2 Samuel 2:22 — Reading about the drama within the battle may sound a bit absurd, but an understanding of ethics comes into play. At first one may think that it’s just a matter of “doing the right thing,” but “doing the right thing” depends on one’s responsibilities. A lawyer’s job is not to determine legal guilt and punishment, his job is to represent the interest of his client and to ensure that the justice system does not become biased against the presumed guilty. Even if his client is guilty, the lawyer’s job is to make sure the prosecution has adequately proven its case. Similarly, a soldier’s job is not to decide the relative merits of the parties in the battle, but to obey those who have the rule over him (Romans 13). Abner warned Asahel twice because while Asahel was fast, Abner was better in hand-to-hand combat.

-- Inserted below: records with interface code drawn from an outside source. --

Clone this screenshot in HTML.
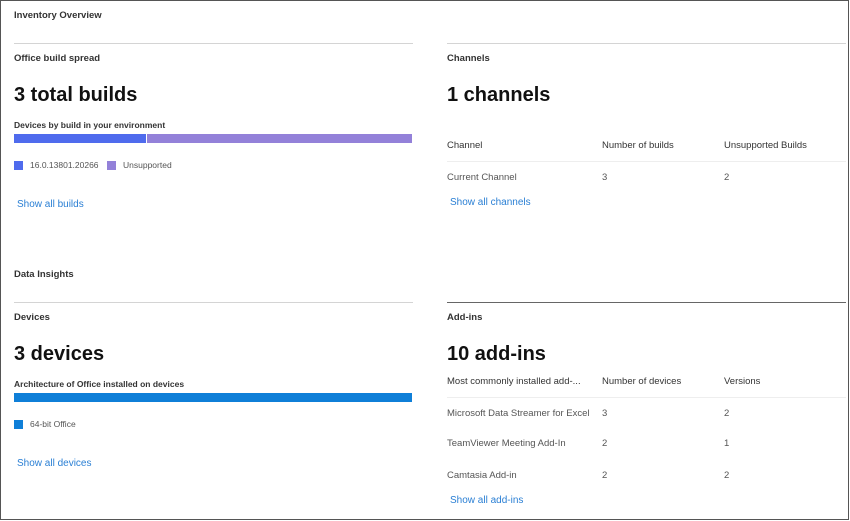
<!DOCTYPE html>
<html><head><meta charset="utf-8"><style>
*{margin:0;padding:0;box-sizing:border-box}
body{width:850px;height:521px;background:#fff;font-family:"Liberation Sans",sans-serif;position:relative;overflow:hidden}
.frame{position:absolute;left:0;top:0;width:849px;height:520px;border:1px solid #555}
.a{position:absolute;white-space:nowrap}
.lbl{font-size:9.5px;font-weight:bold;color:#333}
.big{font-size:20px;font-weight:bold;color:#111}
.t{font-size:9.5px;color:#555}
.th{font-size:9.5px;color:#333}
.lnk{font-size:10px;color:#2a7fd4}
.hl{position:absolute;height:1px;background:#d4d4d4}
</style></head><body>
<div class="frame"></div>
<div class="a lbl" style="left:14px;top:10px">Inventory Overview</div>
<div class="hl" style="left:14px;top:43px;width:399px"></div>
<div class="hl" style="left:447px;top:43px;width:399px"></div>
<div class="a lbl" style="left:14px;top:53px">Office build spread</div>
<div class="a big" style="left:14px;top:84px">3 total builds</div>
<div class="a lbl" style="left:14px;top:120px;font-size:8.5px">Devices by build in your environment</div>
<div class="a" style="left:14px;top:134px;width:132px;height:9px;background:#4f6bed"></div>
<div class="a" style="left:147px;top:134px;width:265px;height:9px;background:#9381d9"></div>
<div class="a" style="left:14px;top:161px;width:9px;height:9px;background:#4f6bed"></div>
<div class="a t" style="left:30px;top:160px;font-size:8.5px">16.0.13801.20266</div>
<div class="a" style="left:107px;top:161px;width:9px;height:9px;background:#9381d9"></div>
<div class="a t" style="left:123px;top:160px;font-size:8.5px">Unsupported</div>
<div class="a lnk" style="left:17px;top:199px">Show all builds</div>

<div class="a lbl" style="left:447px;top:53px">Channels</div>
<div class="a big" style="left:447px;top:84px">1 channels</div>
<div class="a th" style="left:447px;top:140px">Channel</div>
<div class="a th" style="left:602px;top:140px">Number of builds</div>
<div class="a th" style="left:724px;top:140px">Unsupported Builds</div>
<div class="hl" style="left:447px;top:161px;width:399px;background:#eee"></div>
<div class="a t" style="left:447px;top:172px">Current Channel</div>
<div class="a t" style="left:602px;top:172px">3</div>
<div class="a t" style="left:724px;top:172px">2</div>
<div class="a lnk" style="left:450px;top:197px">Show all channels</div>

<div class="a lbl" style="left:14px;top:269px">Data Insights</div>
<div class="hl" style="left:14px;top:302px;width:399px"></div>
<div class="hl" style="left:447px;top:302px;width:399px;background:#666"></div>
<div class="a lbl" style="left:14px;top:312px">Devices</div>
<div class="a big" style="left:14px;top:343px">3 devices</div>
<div class="a lbl" style="left:14px;top:379px;font-size:8.5px">Architecture of Office installed on devices</div>
<div class="a" style="left:14px;top:393px;width:398px;height:9px;background:#0f7fd8"></div>
<div class="a" style="left:14px;top:420px;width:9px;height:9px;background:#0f7fd8"></div>
<div class="a t" style="left:30px;top:419px;font-size:8.5px">64-bit Office</div>
<div class="a lnk" style="left:17px;top:458px">Show all devices</div>

<div class="a lbl" style="left:447px;top:312px">Add-ins</div>
<div class="a big" style="left:447px;top:343px">10 add-ins</div>
<div class="a th" style="left:447px;top:376px">Most commonly installed add-...</div>
<div class="a th" style="left:602px;top:376px">Number of devices</div>
<div class="a th" style="left:724px;top:376px">Versions</div>
<div class="hl" style="left:447px;top:397px;width:399px;background:#eee"></div>
<div class="a t" style="left:447px;top:408px">Microsoft Data Streamer for Excel</div>
<div class="a t" style="left:602px;top:408px">3</div>
<div class="a t" style="left:724px;top:408px">2</div>
<div class="a t" style="left:447px;top:438px">TeamViewer Meeting Add-In</div>
<div class="a t" style="left:602px;top:438px">2</div>
<div class="a t" style="left:724px;top:438px">1</div>
<div class="a t" style="left:447px;top:470px">Camtasia Add-in</div>
<div class="a t" style="left:602px;top:470px">2</div>
<div class="a t" style="left:724px;top:470px">2</div>
<div class="a lnk" style="left:450px;top:495px">Show all add-ins</div>
</body></html>
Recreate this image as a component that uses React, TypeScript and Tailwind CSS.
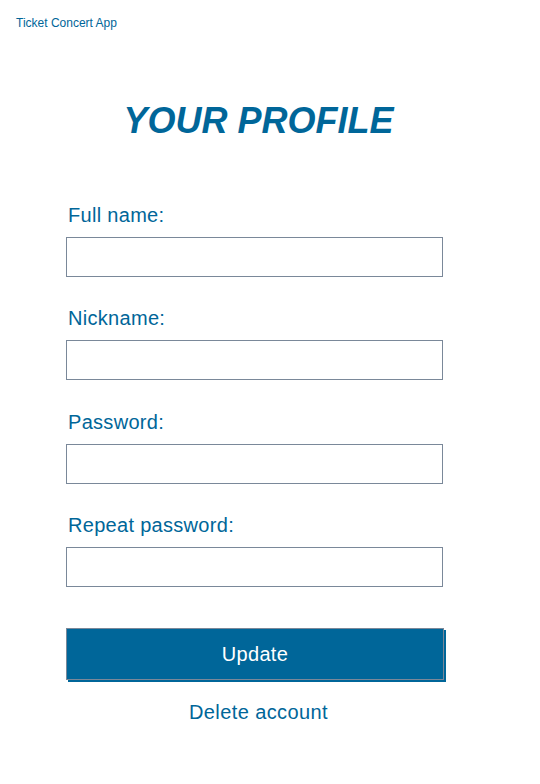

Also, Abner likely knew that Joab was vengeful and unethical as a military commander (1 Kings 2:5).
2 Samuel 3:13 — Is this a violation of Deuteronomy 24:4? James Burton Coffman thinks so:
Young pointed out that what David did (by taking Michal back as his wife) was against God’s law. “According to the law of Deuteronomy 24:1-4, David could not legitimately receive his wife back after her marriage to Paltiel.” This action must therefore be reckoned among the shameful sins of this “man after God’s own heart.” There was only one way in which David was entitled to be so-called, and that lay in his absolute refusal to love and trust any other god except the Lord God. Even when condemned for his gross and lustful sins, David continued to confess his unworthiness, seek God’s forgiveness, and pledge again to walk in the paths of righteousness.
Or was it a political move?
David wanted to give himself a greater claim to Saul’s throne as his son-in-law.https://enduringword.com/bible-commentary/2-samuel-3/
2 Samuel 3:28 — While some think of war is “entirely unethical,” most people believe that there are definitely ethics that need to be displayed in war. As feared, Joab murdered Abner in revenge for the killing of his brother (2 Samuel 3:26-27). Even in war, honor is the code.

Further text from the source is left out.